Question

(a) What is the internal resistance of a voltage source if its terminal voltage drops by $$2.00 \mathrm{~V}$$ when the current supplied increases by $$5.00 \mathrm{~A} ?$$ (b) Can the emf of the voltage source be found with the information supplied?

Answer

## Question1.a:

**step1 Understand the Relationship Between Terminal Voltage, EMF, Current, and Internal Resistance**

A real voltage source has an internal resistance, which causes some voltage to be lost as current flows through it. The terminal voltage (the voltage measured across the terminals) is the electromotive force (EMF) of the source minus the voltage drop across this internal resistance. When the current supplied by the source changes, the voltage drop across the internal resistance changes, which in turn causes the terminal voltage to change. The EMF of the source, however, remains constant.

$$V = \mathcal{E} - I \times r$$

Where $$V$$ is the terminal voltage, $$\mathcal{E}$$ is the EMF, $$I$$ is the current supplied, and $$r$$ is the internal resistance.

**step2 Determine the Formula for Internal Resistance from Changes in Voltage and Current**

Since the EMF ($$\mathcal{E}$$) is constant, any change in the terminal voltage ($$\Delta V$$) must be due to the change in the voltage drop across the internal resistance ($$I \times r$$). When the current ($$I$$) increases, the voltage drop ($$I \times r$$) increases, causing the terminal voltage ($$V$$) to decrease (drop).
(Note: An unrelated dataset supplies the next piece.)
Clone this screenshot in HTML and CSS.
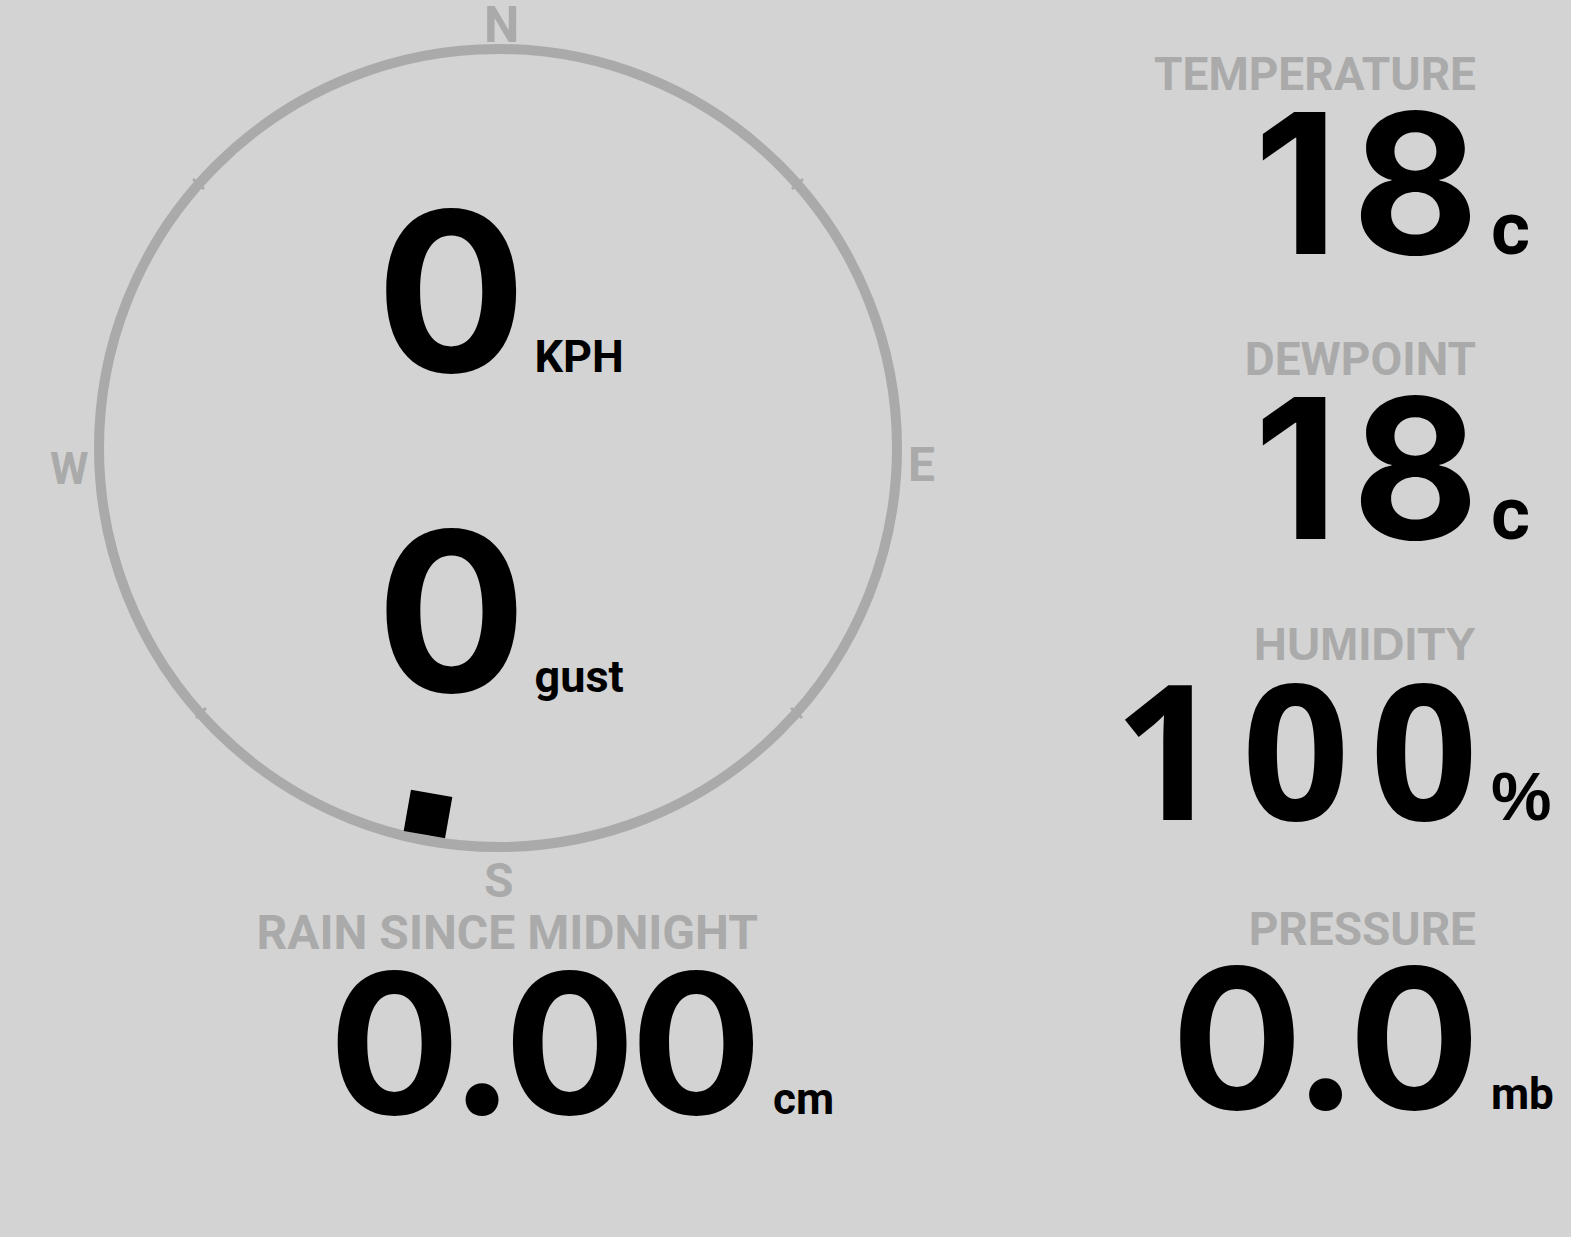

Therefore, the change in terminal voltage is directly related to the change in current and the internal resistance.

$$\Delta V = - \Delta I \times r$$

From this relationship, we can find the internal resistance ($$r$$) by dividing the change in terminal voltage ($$\Delta V$$) by the change in current ($$\Delta I$$), with a negative sign to account for the inverse relationship (voltage drops when current increases).

$$r = - \frac{\Delta V}{\Delta I}$$

**step3 Calculate the Internal Resistance**

Given that the terminal voltage drops by $$2.00 \mathrm{~V}$$, this means $$\Delta V = -2.00 \mathrm{~V}$$. The current supplied increases by $$5.00 \mathrm{~A}$$, so $$\Delta I = 5.00 \mathrm{~A}$$. Substitute these values into the formula derived in the previous step.

$$r = - \frac{-2.00 \mathrm{~V}}{5.00 \mathrm{~A}}$$

$$r = \frac{2.00 \mathrm{~V}}{5.00 \mathrm{~A}}$$

$$r = 0.400 \mathrm{~\Omega}$$

## Question1.b:

**step1 Define Electromotive Force (EMF)**

The electromotive force (EMF) of a voltage source is the maximum potential difference it can provide. This occurs when no current is being drawn from the source (i.e., when the circuit is open, or $$I=0$$). In such a case, the terminal voltage is equal to the EMF.

$$\mathcal{E} = V + I \times r$$

or, if $$I=0$$, then $$V = \mathcal{E}$$.

**step2 Assess Information Sufficiency to Find EMF**

To find the EMF, we would need to know either the terminal voltage when no current is flowing, or at least one specific pair of values for terminal voltage ($$V$$) and current ($$I$$) at a given point, along with the internal resistance ($$r$$) which we have calculated. The problem only provides *changes* in voltage and current, not their absolute values at any specific operating point. Therefore, we do not have enough information to calculate the EMF.